Is new media art strictly Western?

Two scholars with an intercultural approach to new media art will be sharing their methodology with academics and artists alike on June 8.

Substantial Motion Research Network will host Cross-Cultural Roots for Media Practice, a three day discussion-based workshop at Vivo Media Arts Centre. The facilitating scholars Laura Marks and Siying Duan, aim to inspire and enrich the participants’ media projects with their respective understanding of Islamic and Chinese cultural philosophies, history and media art roots.

Non-Western cultural roots of media art

The West has been synthesizing or borrowing influences from all over. There tends to be this ethnocentric thing that happens where the influences get conveniently forgotten,” says Marks. “I find this especially with influences from the Muslim world in Europe during the early modern period”.

Marks, a Ph.D in Visual and Cultural Studies and Grant Strate University Professor, has found that Islamic art specifically set an incredibly strong precedent for digital media art and algorithmic media art. She explains the connection between bureaucratic processes and certain tendencies in digital art, providing an example of Sunnigeometric art being developed synonymously with the art of the Abbasid Caliphate in 9th century Baghdad.

“There’s an idea of proportion in writing and other kinds of iterative and measurement-based arts,” she says. “I had to study the entire history of Islamic art in different regions and also the theology and philosophy and science that was current in those regions when those craftspeople were developing these aesthetics.”

As a result, she published Enfoldment and Infinity: An Islamic Genealogy of New Media Art in 2010, where in depth parallels are drawn, including Sufi intonations of mysticism with the medium of virtual reality.

Duan, Marks’ post-doctoral fellow with a Ph.D. in Art Theory at Shanghai Film Academy, echoes the sentiment of non-Western roots playing a large role in the development of modern art media.

“In my research, I found several exhibitions focusing on Asia and philosophy on Western contemporary art. Especially around the 1960s within the American post-war new forms of artworks; a burdening time for a lot of very different art forms than before. For example, John Cage was inspired by the Book of Change, a classic Chinese philosophical text. He incorporated ideas of change from this book in his music,’ she says.

A cross-cultural approach

Azadeh Emadi, a digital media artist who thinks of pixel as occupying a divine temporality, contacted Marks with a proposition to start a network for scholars and artists interested in the unusual cross-cultural exploration of digital media and philosophy.

Gemini, by Nakkaş Osman, from the Ottoman Matali’ al-sa’ada (Book of Felicity, 1582) showing influence of planets on personalities. | Photo courtesy Laura Marks

Marks and Emadi formed Substantial Motion Research Network, which not only opens up this exploration to Islamic digital connection, but also to other people looking at approaching digital media from other cultural points of view.

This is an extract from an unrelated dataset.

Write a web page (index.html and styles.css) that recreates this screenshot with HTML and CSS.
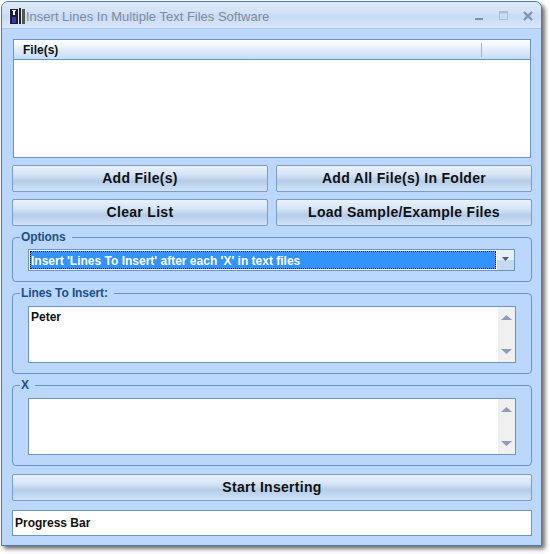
FILE: index.html
```html
<!DOCTYPE html>
<html lang="en">
<head>
    <meta charset="UTF-8">
    <title>Insert Lines In Multiple Text Files Software</title>
    <link rel="stylesheet" href="styles.css">
</head>
<body>
    <div class="window">
        <div class="titlebar">
            <svg class="app-icon" width="16" height="16" viewBox="0 0 16 16">
                <rect x="0" y="1" width="16" height="15" fill="#e8e8f0"/>
                <rect x="1" y="1" width="8" height="15" fill="#1a1a3c"/>
                <rect x="10" y="0" width="2" height="16" fill="#222"/>
                <rect x="13" y="1" width="3" height="15" fill="#555"/>
                <rect x="3" y="2" width="4" height="1" fill="#fff"/>
                <rect x="4" y="3" width="2" height="4" fill="#fff"/>
                <rect x="3" y="9" width="4" height="6" fill="#3a3a9c"/>
            </svg>
            <span class="title">Insert Lines In Multiple Text Files Software</span>
            <div class="caption-btns">
                <svg width="14" height="14" viewBox="0 0 14 14"><rect x="2" y="9" width="8" height="2" fill="#7d93ad"/></svg>
                <svg width="14" height="14" viewBox="0 0 14 14"><rect x="2.5" y="2.5" width="8" height="8" fill="none" stroke="#a9bdd6"/><rect x="2" y="2" width="9" height="2.5" fill="#a9bdd6"/></svg>
                <svg width="14" height="14" viewBox="0 0 14 14"><path d="M3 3l8 8M11 3l-8 8" stroke="#7d93ad" stroke-width="2.2" fill="none"/></svg>
            </div>
        </div>
        <div class="content">
            <div class="file-list">
                <div class="list-header"><div class="col-files">File(s)</div></div>
            </div>
            <div class="button-grid">
                <button class="btn">Add File(s)</button>
                <button class="btn">Add All File(s) In Folder</button>
                <button class="btn">Clear List</button>
                <button class="btn">Load Sample/Example Files</button>
            </div>
            <fieldset class="group options-group">
                <legend>Options</legend>
                <div class="combo">
                    <div class="combo-value"><span class="combo-text">Insert 'Lines To Insert' after each 'X' in text files</span></div>
                    <div class="combo-arrow">
                        <svg width="7" height="4" viewBox="0 0 7 4"><path d="M0 0h7L3.5 4z" fill="#4a5f7d"/></svg>
                    </div>
                </div>
            </fieldset>
            <fieldset class="group text-group">
                <legend>Lines To Insert:</legend>
                <div class="memo">
                    <div class="memo-text">Peter</div>
                    <div class="scrollbar">
                        <svg width="11" height="5" viewBox="0 0 11 5"><path d="M5.5 0l5.5 5H0z" fill="#8d9db8"/></svg>
                        <svg width="11" height="5" viewBox="0 0 11 5"><path d="M0 0h11L5.5 5z" fill="#8d9db8"/></svg>
                    </div>
                </div>
            </fieldset>
            <fieldset class="group text-group">
                <legend>X</legend>
                <div class="memo">
                    <div class="memo-text"></div>
                    <div class="scrollbar">
                        <svg width="11" height="5" viewBox="0 0 11 5"><path d="M5.5 0l5.5 5H0z" fill="#8d9db8"/></svg>
                        <svg width="11" height="5" viewBox="0 0 11 5"><path d="M0 0h11L5.5 5z" fill="#8d9db8"/></svg>
                    </div>
                </div>
            </fieldset>
            <button class="btn start-btn">Start Inserting</button>
            <div class="progress">Progress Bar</div>
        </div>
    </div>
</body>
</html>
```

FILE: styles.css
```css
html, body {
    margin: 0;
    padding: 0;
    background: #fff;
}
body {
    width: 550px;
    height: 554px;
    overflow: hidden;
    font-family: "Liberation Sans", Arial, sans-serif;
}
.window {
    width: 541px;
    height: 545px;
    margin: 1px 0 0 1px;
    box-sizing: border-box;
    background: #bbd7fb;
    border: 1px solid #51779f;
    border-radius: 7px 7px 0 0;
    box-shadow: 3px 3px 4px #6f6f6f;
}
.titlebar {
    height: 27px;
    box-sizing: border-box;
    display: flex;
    align-items: center;
    padding: 2px 6px 0 7px;
    background: linear-gradient(#dfeafa 0%, #cfe0f6 45%, #c7dbf5 55%, #d8e6f9 100%);
    border-bottom: 1px solid #a9c7ec;
    border-radius: 6px 6px 0 0;
}
.app-icon {
    flex: none;
}
.title {
    margin-left: 1px;
    font-size: 13px;
    color: #7f8a99;
}
.caption-btns {
    margin-left: auto;
    display: flex;
    gap: 10px;
}
.content {
    padding: 10px 9px 0 10px;
}
.file-list {
    height: 119px;
    box-sizing: border-box;
    margin: 0 1px;
    background: #fff;
    border: 1px solid #6e94bd;
}
.list-header {
    height: 20px;
    box-sizing: border-box;
    padding-top: 3px;
    background: linear-gradient(#ffffff, #c5dbf6);
    border-bottom: 1px solid #6e94bd;
}
.col-files {
    width: 458px;
    height: 14px;
    padding-left: 9px;
    border-right: 1px solid #93b3d8;
    font-size: 12px;
    line-height: 14px;
    font-weight: bold;
    color: #111;
}
.button-grid {
    margin-top: 7px;
    display: grid;
    grid-template-columns: 256px 256px;
    column-gap: 8px;
    row-gap: 7px;
}
.btn {
    display: block;
    height: 27px;
    padding: 0 0 2px;
    border: 1px solid #7b9cc3;
    border-radius: 2px;
    background: linear-gradient(#eaf2fc 0%, #d5e4f6 35%, #b5cde9 60%, #cfe2f9 100%);
    font-family: "Liberation Sans", Arial, sans-serif;
    font-size: 14px;
    font-weight: bold;
    letter-spacing: 0.3px;
    color: #111;
}
.group {
    margin: 0;
    min-width: 0;
    border: 1px solid #6e94bd;
    border-radius: 4px;
    padding: 0;
}
.group legend {
    margin-left: 7px;
    padding: 0 6px 0 1px;
    font-size: 12px;
    line-height: 14px;
    font-weight: bold;
    letter-spacing: -0.1px;
    color: #1f4f86;
}
.options-group {
    margin-top: 4px;
    height: 52px;
    width: 520px;
    box-sizing: border-box;
}
.combo {
    display: flex;
    height: 22px;
    width: 487px;
    margin: 5px 0 0 15px;
    box-sizing: border-box;
    background: #fff;
    border: 1px solid #6e94bd;
}
.combo-value {
    flex: 1;
    margin: 1px;
    box-sizing: border-box;
    background: #3193fb;
    outline: 1px dotted #111;
    outline-offset: -1px;
    padding-left: 1px;
    overflow: hidden;
}
.combo-text {
    font-size: 12px;
    line-height: 18px;
    font-weight: bold;
    color: #fff;
    white-space: nowrap;
}
.combo-arrow {
    width: 17px;
    display: flex;
    justify-content: center;
    padding-top: 7px;
    box-sizing: border-box;
    background: linear-gradient(#e7eff9 50%, #c7d9f0 50%);
}
.combo-arrow svg {
    display: block;
}
.text-group {
    margin-top: 4px;
    height: 88px;
    width: 520px;
    box-sizing: border-box;
}
.memo {
    display: flex;
    width: 488px;
    height: 57px;
    margin: 6px 0 0 15px;
    box-sizing: border-box;
    background: #fff;
    border: 1px solid #6e94bd;
}
.memo-text {
    flex: 1;
    padding: 3px 2px;
    font-size: 12px;
    line-height: 14px;
    font-weight: bold;
    color: #111;
}
.scrollbar {
    width: 17px;
    display: flex;
    flex-direction: column;
    justify-content: space-between;
    align-items: center;
    padding: 8px 0;
    box-sizing: border-box;
    background: #f0f0f0;
}
.start-btn {
    width: 520px;
    margin-top: 8px;
}
.progress {
    width: 520px;
    height: 26px;
    margin-top: 9px;
    box-sizing: border-box;
    padding-left: 2px;
    background: #fff;
    border: 1px solid #6e94bd;
    font-size: 12px;
    line-height: 24px;
    font-weight: bold;
    color: #111;
}
```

They develop and share methods, tools and bibliographies that people can use while hosting an online platform for collaboration.

Duan began completing research under Marks’ supervision as her postdoctoral fellow after resonating with the cultural approach Marks used in her research into new media.

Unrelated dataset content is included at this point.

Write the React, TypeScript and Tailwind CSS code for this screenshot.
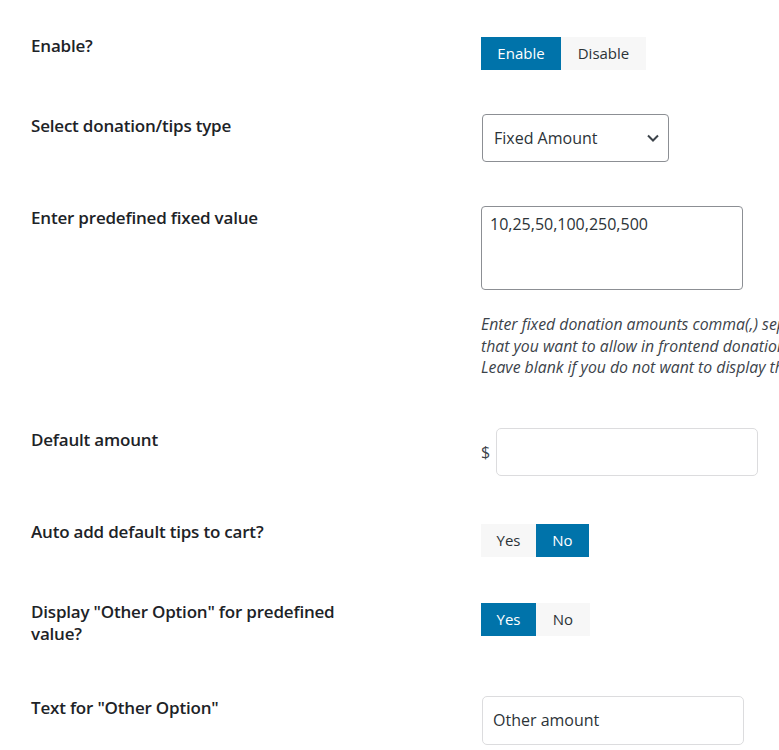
import { ReactNode } from 'react';
import clsx from 'clsx';

interface ToggleOption {
  label: string;
  width: string;
  active?: boolean;
}

const Toggle = ({ options }: { options: ToggleOption[] }) => (
  <div className="flex h-[33px]">
    {options.map((opt) => (
      <button
        key={opt.label}
        type="button"
        className={clsx(
          'h-full text-[15px] leading-none flex items-center justify-center',
          opt.width,
          opt.active ? 'bg-[#0073aa] text-white' : 'bg-[#f7f7f7] text-[#2c3338]'
        )}
      >
        {opt.label}
      </button>
    ))}
  </div>
);

const Row = ({
  label,
  labelOffset,
  className,
  children,
}: {
  label: ReactNode;
  labelOffset: string;
  className?: string;
  children: ReactNode;
}) => (
  <div className={clsx('flex items-start', className)}>
    <div className={clsx('w-[450px] shrink-0', labelOffset)}>
      <div className="max-w-[330px] text-[17px] leading-[22px] font-semibold text-[#1d2327] tracking-[-0.2px]">
        {label}
      </div>
    </div>
    <div className="shrink-0">{children}</div>
  </div>
);

export default function App() {
  return (
    <div className="min-h-screen w-full overflow-hidden bg-white pl-[31px] pt-[37px] font-['Segoe_UI','Open_Sans',sans-serif]">
      <Row label="Enable?" labelOffset="-mt-[2px]">
        <Toggle
          options={[
            { label: 'Enable', width: 'w-[80px]', active: true },
            { label: 'Disable', width: 'w-[85px]' },
          ]}
        />
      </Row>

      <Row label="Select donation/tips type" labelOffset="mt-[1px]" className="mt-[44px]">
        <div className="relative ml-[1px] w-[187px]">
          <select
            defaultValue="fixed"
            className="h-[48px] w-full appearance-none rounded-[4px] border border-[#8c8f94] bg-white pl-[11px] pr-8 text-[16px] text-[#2c3338] outline-none"
          >
            <option value="fixed">Fixed Amount</option>
            <option value="percent">Percentage</option>
          </select>
          {/* chevron */}
          <svg
            className="pointer-events-none absolute right-[9px] top-[19px] h-[10px] w-[14px]"
            viewBox="0 0 14 10"
            fill="none"
            stroke="#3c434a"
            strokeWidth="2"
          >
            <path d="M2 2.5 7 7.5l5-5" />
          </svg>
        </div>
      </Row>

      <Row label="Enter predefined fixed value" labelOffset="mt-[1px]" className="mt-[44px]">
        <textarea
          defaultValue="10,25,50,100,250,500"
          className="block h-[84px] w-[262px] resize-none rounded-[4px] border border-[#8c8f94] bg-white px-[8px] py-[5px] text-[16px] leading-[24px] text-[#2c3338] outline-none"
        />
        <p className="mt-[24px] w-[380px] whitespace-nowrap text-[15.8px] italic leading-[21.5px] text-[#3c434a]">
          Enter fixed donation amounts comma(,) separated
          <br />
          that you want to allow in frontend donation/tips.
          <br />
          Leave blank if you do not want to display this.
        </p>
      </Row>

      <Row label="Default amount" labelOffset="mt-[1px]" className="mt-[49px]">
        <div className="flex items-center gap-[6px]">
          <span className="text-[16px] text-[#3c434a]">$</span>
          <input
            type="text"
            className="h-[48px] w-[262px] rounded-[5px] border border-[#dcdcde] bg-white px-3 text-[16px] outline-none"
          />
        </div>
      </Row>

      <Row label="Auto add default tips to cart?" labelOffset="-mt-[3px]" className="mt-[48px]">
        <Toggle
          options={[
            { label: 'Yes', width: 'w-[55px]' },
            { label: 'No', width: 'w-[53px]', active: true },
          ]}
        />
      </Row>

      <Row
        label={'Display "Other Option" for predefined value?'}
        labelOffset="-mt-[2px]"
        className="mt-[46px]"
      >
        <Toggle
          options={[
            { label: 'Yes', width: 'w-[55px]', active: true },
            { label: 'No', width: 'w-[54px]' },
          ]}
        />
      </Row>

      <Row label={'Text for "Other Option"'} labelOffset="mt-[1px]" className="mt-[51px]">
        <input
          type="text"
          defaultValue="Other amount"
          className="ml-[1px] h-[49px] w-[262px] rounded-[5px] border border-[#dcdcde] bg-white px-[10px] text-[16px] text-[#2c3338] outline-none"
        />
      </Row>
    </div>
  );
}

“I’m trying to introduce and compile theories in this area and try to introduce them to Chinese readers in the academic world,” says Duan.

The two are eager to collaborate because of their shared interest in bringing various cultural influences to new media art. Marks describes that there is interesting cultural traffic between China and the Muslim world, further connecting their work together. Duan and Marks, with Emadi included via video conferencing, will represent Substantial Motion Research Network in delivering their methodology in an intimate workshop setting.

The workshop

Marks explains that the workshop itself will be driven by what the participants are working on. Some will be doing scholarly research and others, art-making.

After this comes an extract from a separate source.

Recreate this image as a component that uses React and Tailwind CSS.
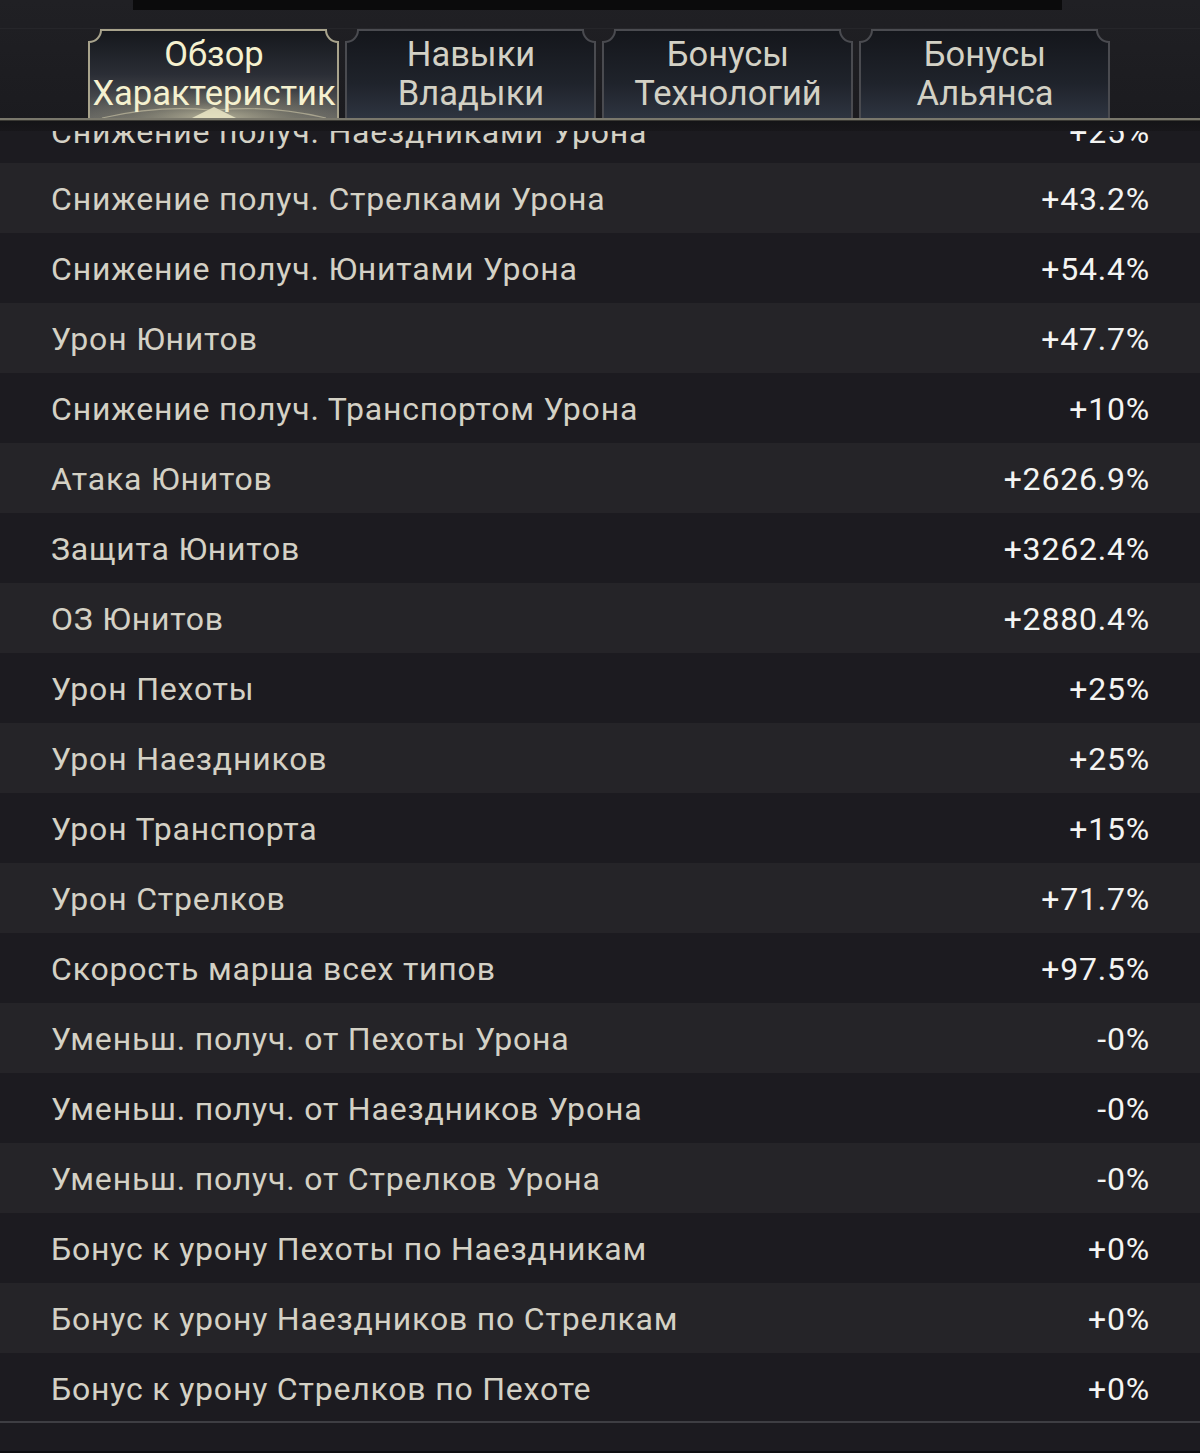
import React from "react";

const rows = [
  ["Снижение получ. Стрелками Урона", "+43.2%"],
  ["Снижение получ. Юнитами Урона", "+54.4%"],
  ["Урон Юнитов", "+47.7%"],
  ["Снижение получ. Транспортом Урона", "+10%"],
  ["Атака Юнитов", "+2626.9%"],
  ["Защита Юнитов", "+3262.4%"],
  ["ОЗ Юнитов", "+2880.4%"],
  ["Урон Пехоты", "+25%"],
  ["Урон Наездников", "+25%"],
  ["Урон Транспорта", "+15%"],
  ["Урон Стрелков", "+71.7%"],
  ["Скорость марша всех типов", "+97.5%"],
  ["Уменьш. получ. от Пехоты Урона", "-0%"],
  ["Уменьш. получ. от Наездников Урона", "-0%"],
  ["Уменьш. получ. от Стрелков Урона", "-0%"],
  ["Бонус к урону Пехоты по Наездникам", "+0%"],
  ["Бонус к урону Наездников по Стрелкам", "+0%"],
  ["Бонус к урону Стрелков по Пехоте", "+0%"],
];

const tabs = [
  ["Обзор", "Характеристик"],
  ["Навыки", "Владыки"],
  ["Бонусы", "Технологий"],
  ["Бонусы", "Альянса"],
];

function TabFrame({ active }) {
  const d =
    "M1 89 L1 13 A12 12 0 0 0 13 1 L238 1 A12 12 0 0 0 250 13 L250 89";
  return (
    <svg
      className="absolute inset-0 pointer-events-none"
      width="252"
      height="89"
      viewBox="0 0 252 89"
    >
      <defs>
        <linearGradient id={active ? "ga" : "gi"} x1="0" y1="0" x2="0" y2="1">
          {active ? (
            <>
              <stop offset="0" stopColor="#15171c" />
              <stop offset="0.5" stopColor="#2a2d35" />
              <stop offset="1" stopColor="#5e5f5e" />
            </>
          ) : (
            <>
              <stop offset="0" stopColor="#14161b" />
              <stop offset="0.6" stopColor="#1f232b" />
              <stop offset="1" stopColor="#2e3440" />
            </>
          )}
        </linearGradient>
        <radialGradient id="glow" cx="0.5" cy="1" r="0.65">
          <stop offset="0" stopColor="#f2ecc4" stopOpacity="0.6" />
          <stop offset="0.5" stopColor="#b8b18e" stopOpacity="0.25" />
          <stop offset="1" stopColor="#b8b18e" stopOpacity="0" />
        </radialGradient>
      </defs>
      <path d={d + " Z"} fill={active ? "url(#ga)" : "url(#gi)"} stroke="none" />
      {active && (
        <>
          <rect x="1" y="40" width="250" height="49" fill="url(#glow)" />
          <path d="M104 89 L126 78 L148 89 Z" fill="#ebe6c6" opacity="0.85" />
          <path d="M14 89 Q70 76 122 81" stroke="#d8d2b0" strokeWidth="1.2" fill="none" opacity="0.55" />
          <path d="M238 89 Q182 76 130 81" stroke="#d8d2b0" strokeWidth="1.2" fill="none" opacity="0.55" />
        </>
      )}
      <path d={d} fill="none" stroke={active ? "#a8a38c" : "#4a4b50"} strokeWidth="2" />
    </svg>
  );
}

function Row({ label, value, light, extra = "" }) {
  return (
    <div
      className={`h-[70px] shrink-0 flex items-center justify-between pl-[51px] pr-[50px] pt-[2px] ${
        light ? "bg-[#252428]" : "bg-[#1c1b20]"
      } ${extra}`}
    >
      <span className="text-[32px] text-[#d4d1c5] tracking-[0.8px]">{label}</span>
      <span className="text-[32px] text-[#f4f4f2] tracking-[0.8px]">{value}</span>
    </div>
  );
}

export default function App() {
  return (
    <div
      className="w-[1200px] h-[1453px] bg-[#1c1b20] flex flex-col overflow-hidden"
      style={{ fontFamily: "Roboto, 'Noto Sans', sans-serif" }}
    >
      {/* header */}
      <div className="h-[121px] shrink-0 flex flex-col bg-gradient-to-b from-[#202024] to-[#1b1b1f]">
        <div className="h-[10px] flex">
          <div className="ml-[133px] w-[929px] h-[10px] bg-[#0b0b0c]" />
        </div>
        <div className="h-[19px] border-b border-[#26262a]" />
        <div className="h-[89px] flex pl-[88px] gap-[5px]">
          {tabs.map((t, i) => (
            <div
              key={i}
              className="relative w-[252px] h-[89px] flex flex-col items-center justify-center"
            >
              <TabFrame active={i === 0} />
              <span
                className={`relative text-[34.5px] leading-[39px] ${
                  i === 0 ? "text-[#f5f1cf]" : "text-[#d3d1c5]"
                }`}
              >
                {t[0]}
              </span>
              <span
                className={`relative text-[34.5px] leading-[39px] whitespace-nowrap ${
                  i === 0 ? "text-[#f5f1cf]" : "text-[#d3d1c5]"
                }`}
              >
                {t[1]}
              </span>
            </div>
          ))}
        </div>
        <div className="h-[3px] bg-[#7a786c] border-b border-[#3a3934]" />
      </div>

      {/* list */}
      <div className="h-[1300px] shrink-0 flex flex-col">
        <div className="h-[10px] shrink-0 bg-gradient-to-b from-[#141417] to-[#18171b]" />
        <div className="h-[32px] shrink-0 overflow-hidden flex flex-col justify-end">
          <Row
            label="Снижение получ. Наездниками Урона"
            value="+25%"
            light={false}
            extra="mb-[-3px]"
          />
        </div>
        {rows.map((r, i) => (
          <Row key={i} label={r[0]} value={r[1]} light={i % 2 === 0} />
        ))}
      </div>
      <div className="h-[2px] shrink-0 bg-[#3e3e43]" />
      <div className="h-[28px] shrink-0 bg-[#1c1b20]" />
      <div className="h-[2px] shrink-0 bg-[#0e0e10]" />
    </div>
  );
}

“I’ll give an overview of the steps that I suggest for how to go about deepening the non-Western roots of media practice, starting with the connections that can really be proven historically,” says Marks.

She seeks to inspire the participants to fabulate by inventing influences if none can necessarily be proven, referring to the whole process as an important anti-colonial or de-Westernizing strategy.

“In addition to methodology, we encourage people to think beyond already taken for granted ideas with new media and digital art. The first step is to acknowledge the possibility of using what they already have to incorporate their interest in other cultures, or of their own. To broaden their attitude towards these mediums by experimenting and bringing in other cultures to their own creation. It’s a discourse, a way of thinking,” says Duan.

Marks wants people to understand that media is not necessarily nor exclusively Western. To have a limited point of view about media would be to miss the potential of other mediums, she says.